Friday, September 29, 2017

Preach, if you must, what you Practice

This Tuesday I was in Delhi metro coming from Gurgaon, sorry if I hurt any sentiments by not calling it Gurugram (getting their sentiments hurt is favorite hobby of people these days). I somehow think I will never get used to of Gurugram. I remember my schoolmate Kallu. In 10th standard, while registering for board exams, it occurred to his parents that Kallu isn't probably a good name. So they registered him as Kapil. It has been fifteen years (oh my God, 15 years... I am really old now.) But I never heard anybody calling him Kapil and case of Gurgaon is even worse because they are trying to change Kapil into Kallu.

 So I was traveling from MG Road to Saket (that's where I live). 3'O clock in the noon isn't the busiest of metro hours so I actually got a seat to sit down. That was great because you really need to feel comfortable to lie better. Oh I forgot to mention, my latest mobile obsession is online poker and I am not the luckiest with card. So I try to bluff with whatever I get. So I was playing poker in my mobile when I realized there is a dude standing near my seat and apparently his only mission in life was to know what is happening in my phone. People generally don't realize how impolite it is to sneak into somebody's phone. Sometimes when I am chatting with my girlfriend in public transport or lift, there will be some dude who will try to read every word of it as if I am sending it to his sister.
So, to make him feel guilty I looked at him but he was in different zone altogether. He was looking back at me as if I was actually asking for nudes from his sister. Those eyes expressions were really confusing so I thought better to use easy mode of communication. So I spoke, “Don’t worry, I am not going to lose Indraprastha and  Draupadi in the gambling." 

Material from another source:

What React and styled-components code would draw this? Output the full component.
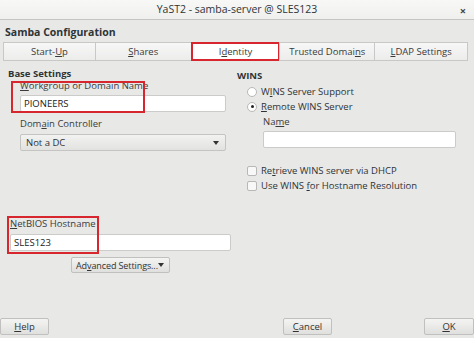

 Sometimes I wonder, probably I have some extraordinary quality to offend people. Once I was telling one of my friends who happen to be a Chemical Engineer from an IIT that Ganga Water is now polluted even for bathing how somebody can drink it.
And he was like: Ganga water can make anything pure and you think it is not pure itself. Our generation kids study few things about science and think that they know it all. The whole education System was made by Britishers whereas actual science was invented by, we, Indians centuries ago. You will happily read those foreign writer books and feel that you are very educated. Real knowledge is in Vedas. We had all this knowledge centuries ago. 
But go and see the water analysis report before any Kumbh Mela, it always says that water isn't clean enough to even bath."
This is agenda of these anti nationalist people, don't fall prey to it and never ever hurt anybody's sentiment for Ganga Maiya again."
So there was this guy who was staring at me because I looked back at him for peeking into my phone. He replied back to me, “I don't know what’s wrong with people now a day. You guys think making fun of our scriptures is so cool. Don't you ? That wasn't just any gambling game that was according to the will of Lord Krishna."
My tolerance for shit is very high usually but still this pissed me of. Not because he was not making any sense but I didn’t even know him and he was literally invading my privacy and wanted to make me feel guilty about it. So I replied, “Lord Krishna probably forget to mention it in Geeta but I am pretty sure he intended to say that it’s not exactly a good idea to stick your nose into somebody else’s business.”
He replied, “Sorry, I didn’t mean to sneak into your phone but I just saw you playing poker. I know it’s virtual and it isn’t any gambling and even if it, it probably isn’t my business (yeah, that’s right there was a ‘probably’). It just made me wonders why we Indian don’t like to do or use Indian things. They take anything and westernized it and it instantly becomes cool for us. Take you for an example, even if you have to play a gambling card game, you won’t play Teen Patti which is invented in India but you have to play Poker. Because using Indian Things is so uncool.
He totally swept me off the floor by saying sorry. You usually don’t expect sorry from these nationalist cops of moral police. But this was absolutely funny in its own way, I mean if you want to gamble, go gamble try your luck but make sure you are playing an Indian game. I took a good look of him and couldn’t resist laughing. It took me good 10 secs to be able to utter a word. “You are telling me to use Indian things wearing your Jack & Jones Tees, Levi’s jeans and superstar shoes. Dude, do you even listen to yourself ?.”
Right then metro announced, “Next station is Saket. Doors will open on the right.” I got up to leave , giving him my seat. He interjected from behind, “So that’s how it works for you, you will listen to me if I will tell you same thing wearing different clothes.”

“Obviously not, you are not making any sense anyway but then at least you will preach what you practice.” and waved him a good bye.